A 200-g steel ball is tied to a 2.00-m “massless” string and hung from the ceiling to make a pendulum, and then, the ball is brought to a position making a $30 °$ angle with the vertical direction and released from rest. Ignoring the effects of the air resistance, find the speed of the ball when the string (a) is vertically down, (b) makes an angle of $20 °$ with the vertical and (c) makes an angle of $10 °$ with the vertical.

85.

A 300 g hockey puck is shot across an ice-covered pond. Before the hockey puck was hit, the puck was at rest. After the hit, the puck has a speed of 40 m/s.
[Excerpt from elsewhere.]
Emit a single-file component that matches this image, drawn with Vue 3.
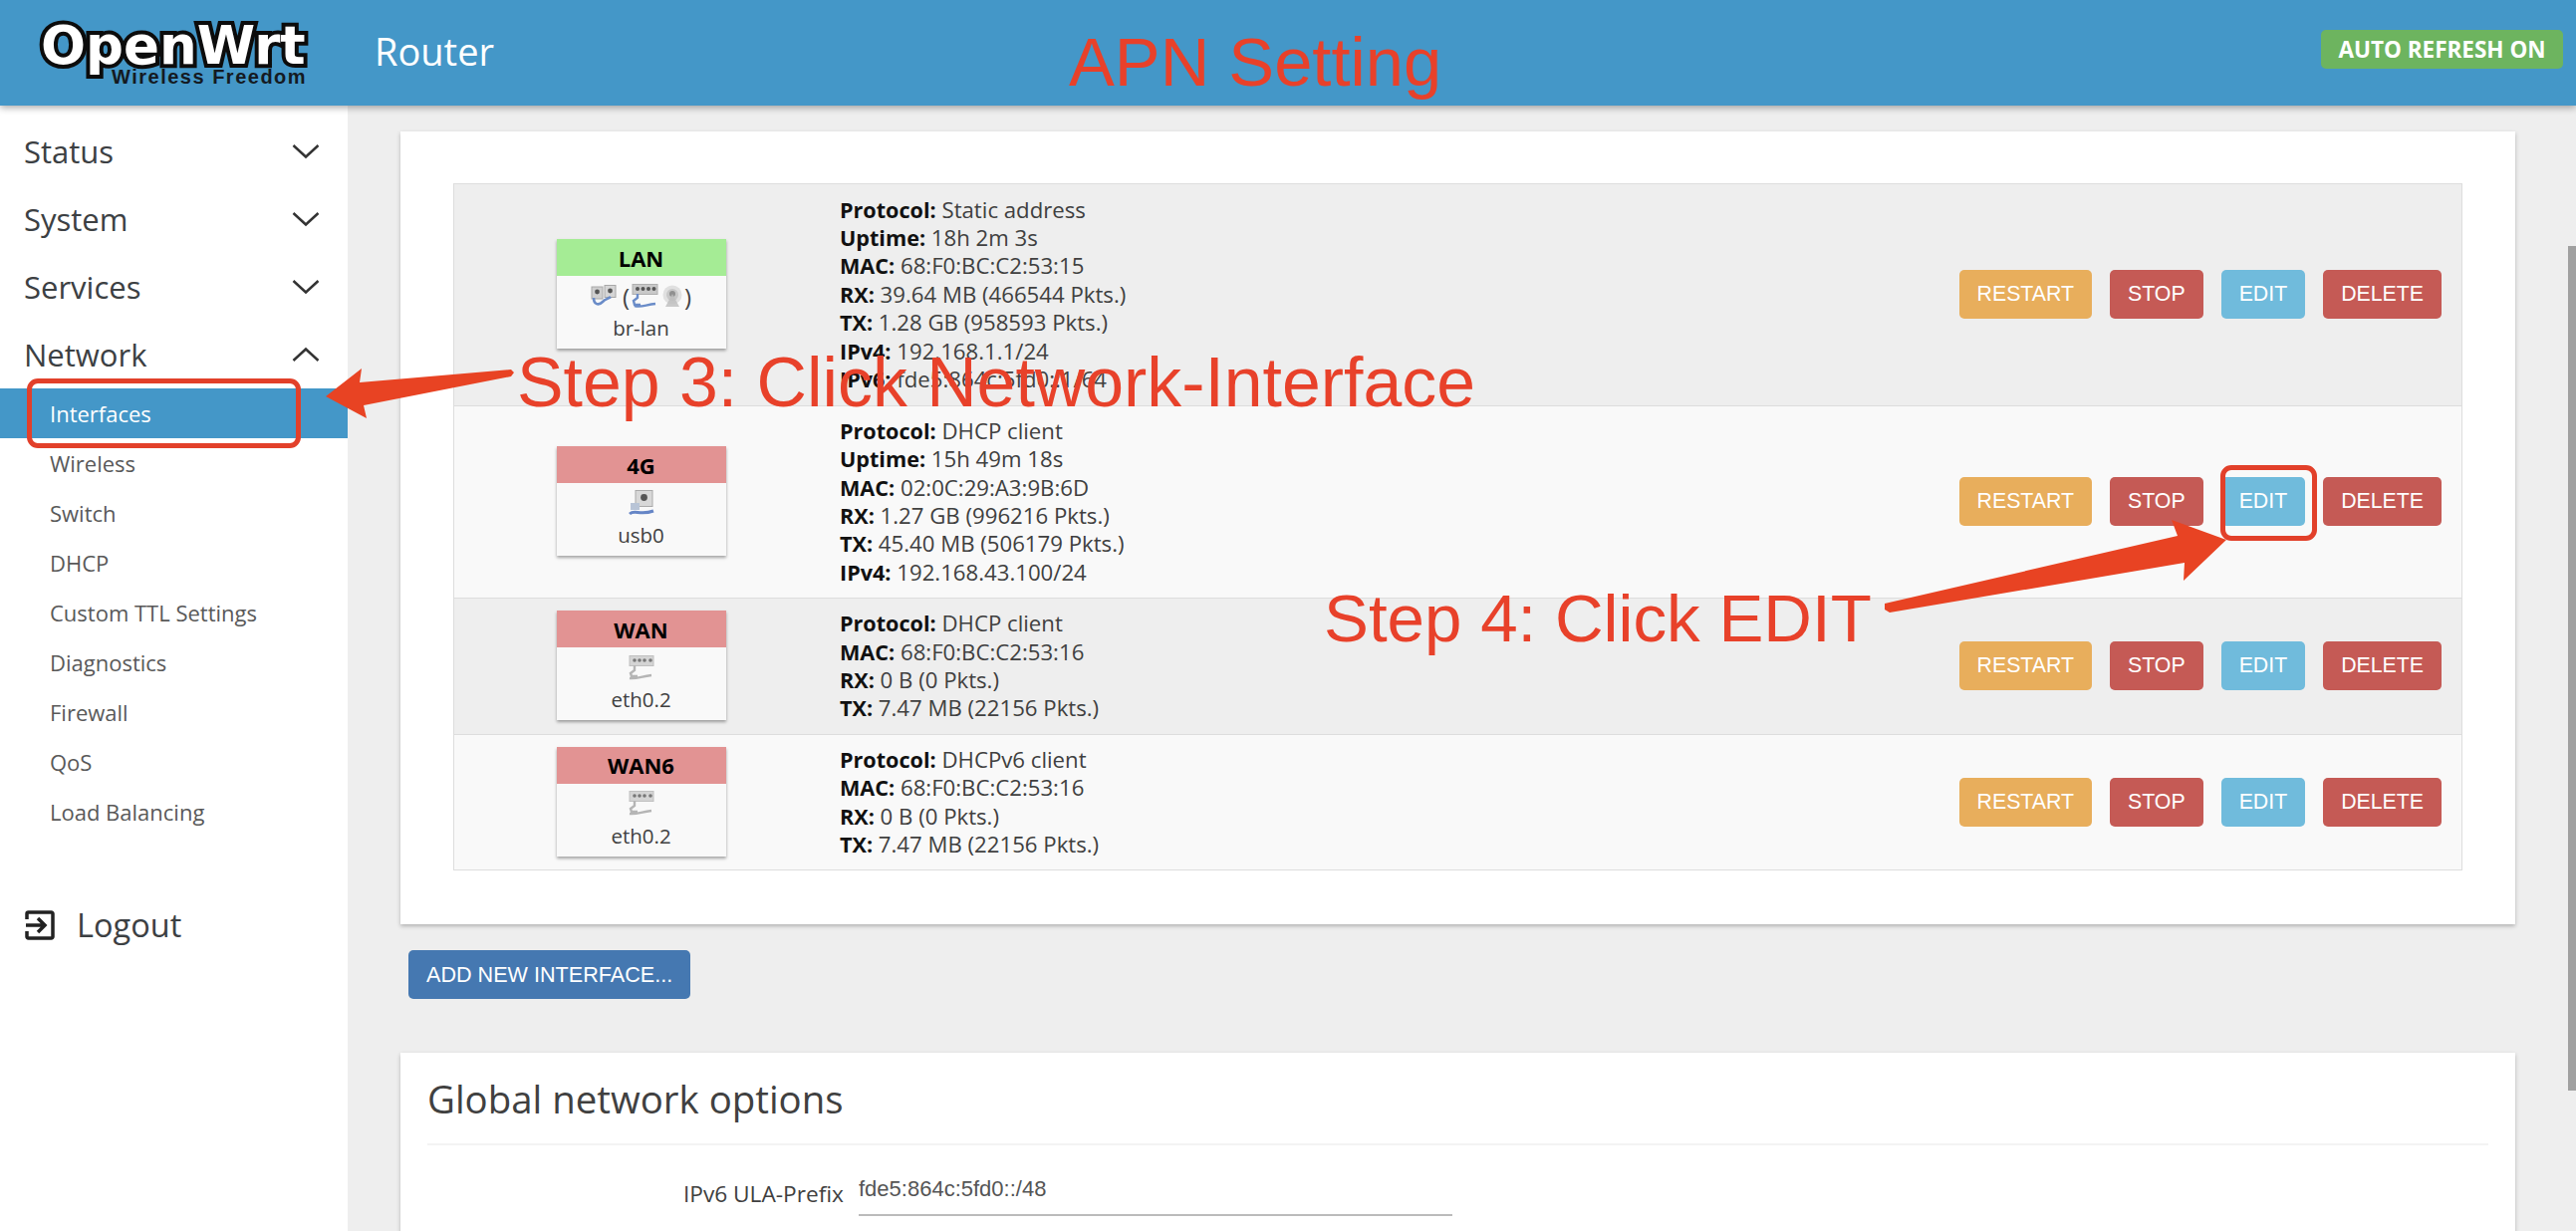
<script setup>
const topMenu = ['Status', 'System', 'Services']
const subMenu = ['Interfaces', 'Wireless', 'Switch', 'DHCP', 'Custom TTL Settings', 'Diagnostics', 'Firewall', 'QoS', 'Load Balancing']
const rows = [
  { name: 'LAN', up: true, dev: 'br-lan', icons: 'bridge', lines: [['Protocol:', 'Static address'], ['Uptime:', '18h 2m 3s'], ['MAC:', '68:F0:BC:C2:53:15'], ['RX:', '39.64 MB (466544 Pkts.)'], ['TX:', '1.28 GB (958593 Pkts.)'], ['IPv4:', '192.168.1.1/24'], ['IPv6:', 'fde5:864c:5fd0::1/64']] },
  { name: '4G', up: false, dev: 'usb0', icons: 'eth', lines: [['Protocol:', 'DHCP client'], ['Uptime:', '15h 49m 18s'], ['MAC:', '02:0C:29:A3:9B:6D'], ['RX:', '1.27 GB (996216 Pkts.)'], ['TX:', '45.40 MB (506179 Pkts.)'], ['IPv4:', '192.168.43.100/24']] },
  { name: 'WAN', up: false, dev: 'eth0.2', icons: 'switch', lines: [['Protocol:', 'DHCP client'], ['MAC:', '68:F0:BC:C2:53:16'], ['RX:', '0 B (0 Pkts.)'], ['TX:', '7.47 MB (22156 Pkts.)']] },
  { name: 'WAN6', up: false, dev: 'eth0.2', icons: 'switch', lines: [['Protocol:', 'DHCPv6 client'], ['MAC:', '68:F0:BC:C2:53:16'], ['RX:', '0 B (0 Pkts.)'], ['TX:', '7.47 MB (22156 Pkts.)']] }
]
const actions = [['RESTART', 'warn'], ['STOP', 'danger'], ['EDIT', 'info'], ['DELETE', 'danger']]
</script>

<template>
  <div class="page">
    <header class="topbar">
      <div class="logo">
        <span class="logo-main">OpenWrt</span>
        <span class="logo-sub">Wireless Freedom</span>
      </div>
      <span class="host">Router</span>
      <span class="refresh">AUTO REFRESH ON</span>
    </header>

    <div class="layout">
      <aside class="sidebar">
        <div v-for="m in topMenu" :key="m" class="menu-top">
          <span>{{ m }}</span>
          <svg class="chev" viewBox="0 0 28 16"><path d="M1.5 2 L14 13.5 L26.5 2" /></svg>
        </div>
        <div class="menu-top">
          <span>Network</span>
          <svg class="chev" viewBox="0 0 28 16"><path d="M1.5 14 L14 2.5 L26.5 14" /></svg>
        </div>
        <div v-for="(s, i) in subMenu" :key="s" class="menu-sub" :class="{ active: i === 0 }">{{ s }}</div>
        <div class="logout">
          <svg class="logout-icon" viewBox="0 0 30 30">
            <path d="M2 9 V3.5 A1.5 1.5 0 0 1 3.5 2 H26.5 A1.5 1.5 0 0 1 28 3.5 V26.500 A1.500 1.500 0 0 1 26.500 28 H3.500 A1.500 1.500 0 0 1 2 26.500 V21" />
            <path d="M1 15 H20 M13 8 L20 15 L13 22" />
          </svg>
          <span>Logout</span>
        </div>
      </aside>

      <main class="content">
        <section class="card card-table">
          <div class="table">
            <div v-for="r in rows" :key="r.name" class="row">
              <div class="badge-cell">
                <div class="badge">
                  <div class="badge-head" :class="r.up ? 'up' : 'down'">{{ r.name }}</div>
                  <div class="badge-body">
                    <div class="dev-icons">
                      <template v-if="r.icons === 'bridge'">
                        <svg class="ic-bridge" viewBox="0 0 26 22">
                          <rect x="1" y="2" width="11" height="12" fill="#cfcfcf" stroke="#a8a8a8" />
                          <rect x="14" y="0.500" width="11" height="12" fill="#d6d6d6" stroke="#a8a8a8" />
                          <circle cx="6.500" cy="7" r="2.400" fill="#555" />
                          <circle cx="19.500" cy="6" r="2.400" fill="#555" />
                          <path d="M3 13 C3 20 8 21 12 17 C15 14 18 14 20 12" fill="none" stroke="#6a8cc8" stroke-width="2.600" />
                        </svg>
                        <span class="paren">(</span>
                        <svg class="ic-switch" viewBox="0 0 27 25">
                          <rect x="1" y="0.500" width="25" height="10" fill="#c9c9c9" stroke="#b0b0b0" />
                          <circle cx="6" cy="5" r="2" fill="#555" /><circle cx="11.500" cy="5" r="2" fill="#555" /><circle cx="17" cy="5" r="2" fill="#555" /><circle cx="22.500" cy="5" r="2" fill="#555" />
                          <path d="M6 10 L6 14 L2 17 L3 21 H9 M3 22 C9 24 14 21 24 20" fill="none" stroke="#6a8cc8" stroke-width="2.400" />
                        </svg>
                        <svg class="ic-wifi" viewBox="0 0 24 23">
                          <circle cx="12" cy="10" r="9.500" fill="#e0e0e0" />
                          <circle cx="12" cy="10" r="6" fill="#c7c7c7" />
                          <circle cx="12" cy="9" r="3" fill="#8f8f8f" />
                          <path d="M12 9 L5 22 H19 Z" fill="#bdbdbd" opacity=".8" />
                        </svg>
                        <span class="paren">)</span>
                      </template>
                      <svg v-else-if="r.icons === 'eth'" class="ic-eth" viewBox="0 0 26 26">
                        <rect x="7" y="0.500" width="17" height="16" fill="#d8d8d8" stroke="#aaa" />
                        <circle cx="15.500" cy="7.500" r="3.400" fill="#555" />
                        <rect x="2" y="13" width="9" height="7" fill="#b8c4d6" />
                        <path d="M1 24 C6 19 11 26 25 21" fill="none" stroke="#6585c6" stroke-width="3" />
                      </svg>
                      <svg v-else class="ic-wan" viewBox="0 0 27 25">
                        <rect x="2" y="0.500" width="24" height="10" fill="#d4d4d4" stroke="#c0c0c0" />
                        <circle cx="7" cy="5" r="1.800" fill="#777" /><circle cx="12" cy="5" r="1.800" fill="#777" /><circle cx="17" cy="5" r="1.800" fill="#777" /><circle cx="23" cy="5" r="1.800" fill="#777" />
                        <path d="M7 10 L7 15 L3 18 L4 21 H10 M2 23 C9 24 14 21 24 20" fill="none" stroke="#b5b5b5" stroke-width="2.400" />
                      </svg>
                    </div>
                    <div class="dev-name">{{ r.dev }}</div>
                  </div>
                </div>
              </div>
              <div class="info">
                <div v-for="l in r.lines" :key="l[0]"><b>{{ l[0] }}</b> {{ l[1] }}</div>
              </div>
              <div class="actions">
                <button v-for="a in actions" :key="a[0]" class="btn" :class="a[1]">{{ a[0] }}</button>
              </div>
            </div>
          </div>
        </section>

        <div class="add-wrap"><button class="btn primary">ADD NEW INTERFACE...</button></div>

        <section class="card card-global">
          <h3 class="global-title">Global network options</h3>
          <div class="field">
            <label>IPv6 ULA-Prefix</label>
            <input value="fde5:864c:5fd0::/48" readonly />
          </div>
        </section>
      </main>
    </div>

    <div class="scrollbar"></div>

    <svg class="arrows" viewBox="0 0 2586 1236">
      <polygon points="327,398 363,370 361,384 513,371 516,374 513,378 365,407 368,420" />
      <polygon points="2235,542 2192,583 2193,565 1897,615 1892,612 1892,606 2186,538 2180,522" />
    </svg>
    <div class="mark mark-iface"></div>
    <div class="mark mark-edit"></div>
    <div class="note note-apn">APN Setting</div>
    <div class="note note-s3">Step 3: Click Network-Interface</div>
    <div class="note note-s4">Step 4: Click EDIT</div>
  </div>
</template>

<style>
html, body { margin: 0; padding: 0; overflow: hidden; }
</style>

<style scoped>
.page {
  position: relative;
  width: 2586px;
  height: 1236px;
  overflow: hidden;
  display: flex;
  flex-direction: column;
  background: #eee;
  font-family: "Open Sans", "Noto Sans", sans-serif;
  color: #404040;
}
.topbar {
  position: relative;
  z-index: 2;
  flex: none;
  height: 106px;
  box-sizing: border-box;
  padding: 0 13px 0 41px;
  display: flex;
  align-items: center;
  background: #4497c8;
  box-shadow: 0 2px 7px rgba(0, 0, 0, .35);
}
.logo {
  width: 335px;
  display: flex;
  flex-direction: column;
}
.logo-main {
  font-family: "DejaVu Sans", sans-serif;
  font-weight: 700;
  font-size: 53px;
  line-height: 54px;
  color: #fff;
  -webkit-text-stroke: 8px #0c0c0c;
  paint-order: stroke fill;
}
.logo-sub {
  margin: -7px 0 0 71px;
  font-family: "Liberation Sans", sans-serif;
  font-weight: 700;
  font-size: 20px;
  line-height: 22px;
  letter-spacing: 1.500px;
  color: #141a22;
}
.host {
  margin-top: -5px;
  font-size: 38px;
  color: #fff;
}
.refresh {
  margin-left: auto;
  width: 243px;
  height: 39px;
  display: flex;
  align-items: center;
  justify-content: center;
  margin-top: -7px;
  border-radius: 5px;
  background: #6db45f;
  color: #fff;
  font-weight: 700;
  font-size: 22.500px;
}
.layout {
  flex: 1;
  min-height: 0;
  display: flex;
}
.sidebar {
  flex: none;
  width: 349px;
  box-sizing: border-box;
  padding-top: 12px;
  background: #fff;
}
.menu-top {
  height: 68px;
  padding: 0 28px 0 24px;
  display: flex;
  align-items: center;
  justify-content: space-between;
  font-size: 31px;
  color: #3c4043;
}
.chev {
  width: 28px;
  height: 16px;
}
.chev path {
  fill: none;
  stroke: #333;
  stroke-width: 2.500;
}
.menu-sub {
  height: 50px;
  padding-left: 50px;
  display: flex;
  align-items: center;
  font-size: 22px;
  color: #595959;
}
.menu-sub.active {
  background: #4497c8;
  color: #fff;
}
.logout {
  margin-top: 66px;
  padding-left: 25px;
  display: flex;
  align-items: center;
  gap: 22px;
  font-size: 32.500px;
  color: #3c4043;
}
.logout-icon {
  width: 30px;
  height: 30px;
}
.logout-icon path {
  fill: none;
  stroke: #222;
  stroke-width: 3.500;
}
.content {
  flex: 1;
  min-width: 0;
  box-sizing: border-box;
  padding: 26px 61px 0 53px;
}
.card {
  background: #fff;
  box-shadow: 0 2px 4px rgba(0, 0, 0, .25);
}
.card-table {
  padding: 52px 53px 54px;
}
.table {
  display: grid;
  grid-template-rows: 222px 193px 137px 136px;
  border: 1px solid #ddd;
}
.row {
  display: grid;
  grid-template-columns: 375px 1fr auto;
  align-items: center;
  background: #f9f9f9;
  border-top: 1px solid #ddd;
}
.row:first-child {
  border-top: 0;
}
.row:nth-child(odd) {
  background: #eee;
}
.badge-cell {
  display: flex;
  justify-content: center;
  margin-top: -2px;
}
.badge {
  width: 170px;
  height: 110px;
  display: flex;
  flex-direction: column;
  box-shadow: 0 2px 3px rgba(0, 0, 0, .35);
  background: #f9f9f9;
}
.badge-head {
  height: 37px;
  display: flex;
  align-items: center;
  justify-content: center;
  font-weight: 700;
  font-size: 22px;
  color: #000;
}
.badge-head.up { background: #a5ec95; }
.badge-head.down { background: #e29393; }
.badge-body {
  flex: 1;
  display: flex;
  flex-direction: column;
  align-items: center;
}
.dev-icons {
  margin-top: 6px;
  height: 28px;
  display: flex;
  align-items: center;
  justify-content: center;
}
.paren {
  font-size: 24px;
  line-height: 28px;
  color: #444;
  padding-top: 2px;
}
.ic-bridge { width: 26px; height: 22px; margin-right: 6px; }
.ic-switch { width: 27px; height: 25px; margin: 0 2px 0 2px; }
.ic-wifi { width: 24px; height: 23px; }
.ic-eth { width: 26px; height: 26px; }
.ic-wan { width: 27px; height: 25px; }
.dev-name {
  margin-top: 3px;
  font-size: 20.500px;
  line-height: 30px;
  color: #404040;
}
.info {
  padding-left: 12px;
  font-size: 22.200px;
  line-height: 28.400px;
  color: #404040;
}
.info b {
  color: #111;
  font-size: 21.600px;
}
.actions {
  padding-right: 20px;
  margin-top: -1px;
  display: flex;
  gap: 18px;
}
.btn {
  height: 49px;
  padding: 0 18px;
  border: 0;
  border-radius: 5px;
  font-family: "Liberation Sans", sans-serif;
  font-size: 21.300px;
  color: #fff;
}
.btn.warn { background: #e8ae5c; }
.btn.danger { background: #c55a55; }
.btn.info { background: #70bbdc; }
.btn.primary {
  font-size: 21.600px;
  background: #4578b1;
}
.add-wrap {
  margin: 26px 0 54px 8px;
  display: flex;
}
.card-global {
  height: 300px;
  padding: 0 27px 0 27px;
}
.global-title {
  margin: 0;
  height: 91px;
  display: flex;
  align-items: center;
  border-bottom: 2px solid #f3f3f3;
  font-weight: 400;
  font-size: 38.400px;
  color: #404040;
}
.field {
  margin-top: 25px;
  display: flex;
  align-items: flex-start;
  gap: 15px;
  padding-left: 249px;
}
.field label {
  width: 169px;
  text-align: right;
  font-size: 22.700px;
  line-height: 48px;
  white-space: nowrap;
}
.field input {
  width: 596px;
  height: 46px;
  box-sizing: border-box;
  padding: 0;
  border: 0;
  border-bottom: 2px solid #bbb;
  outline: 0;
  background: transparent;
  font-family: "Liberation Sans", sans-serif;
  font-size: 22px;
  color: #555;
  padding-bottom: 6px;
}
.scrollbar {
  position: absolute;
  z-index: 3;
  top: 247px;
  right: 0;
  width: 8px;
  height: 848px;
  background: #a0a0a0;
}
.arrows {
  position: absolute;
  z-index: 4;
  inset: 0;
  width: 2586px;
  height: 1236px;
  pointer-events: none;
}
.arrows polygon {
  fill: #e84323;
}
.mark {
  position: absolute;
  z-index: 4;
  box-sizing: border-box;
  border: 5px solid #e2402a;
  border-radius: 11px;
}
.mark-iface {
  left: 27px;
  top: 380px;
  width: 275px;
  height: 70px;
}
.mark-edit {
  left: 2229px;
  top: 467px;
  width: 97px;
  height: 76px;
}
.note {
  position: absolute;
  z-index: 5;
  font-family: "Liberation Sans", sans-serif;
  line-height: 1;
  white-space: nowrap;
  color: #e8412a;
}
.note-apn {
  left: 1073px;
  top: 29px;
  font-size: 68.700px;
}
.note-s3 {
  left: 519px;
  top: 350px;
  font-size: 69.800px;
}
.note-s4 {
  left: 1329px;
  top: 587px;
  font-size: 67.300px;
}
</style>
The puck comes to rest after going a distance of 30 m. (a) Describe how the energy of the puck changes over time, giving the numerical values of any work or energy involved. (b) Find the magnitude of the net friction force.

86.

A projectile of mass 2 kg is fired with a speed of 20 m/s at an angle of $30 °$ with respect to the horizontal. (a) Calculate the initial total energy of the projectile given that the reference point of zero gravitational potential energy at the launch position. (b) Calculate the kinetic energy at the highest vertical position of the projectile. (c) Calculate the gravitational potential energy at the highest vertical position. (d) Calculate the maximum height that the projectile reaches. Compare this result by solving the same problem using your knowledge of projectile motion.

87.

An artillery shell is fired at a target 200 m above the ground. When the shell is 100 m in the air, it has a speed of 100 m/s. What is its speed when it hits its target? Neglect air friction.

88.

How much energy is lost to a dissipative drag force if a 60-kg person falls at a constant speed for 15 meters?

89.

A box slides on a frictionless surface with a total energy of 50 J. It hits a spring and compresses the spring a distance of 25 cm from equilibrium. If the same box with the same initial energy slides on a rough surface, it only compresses the spring a distance of 15 cm, how much energy must have been lost by sliding on the rough surface?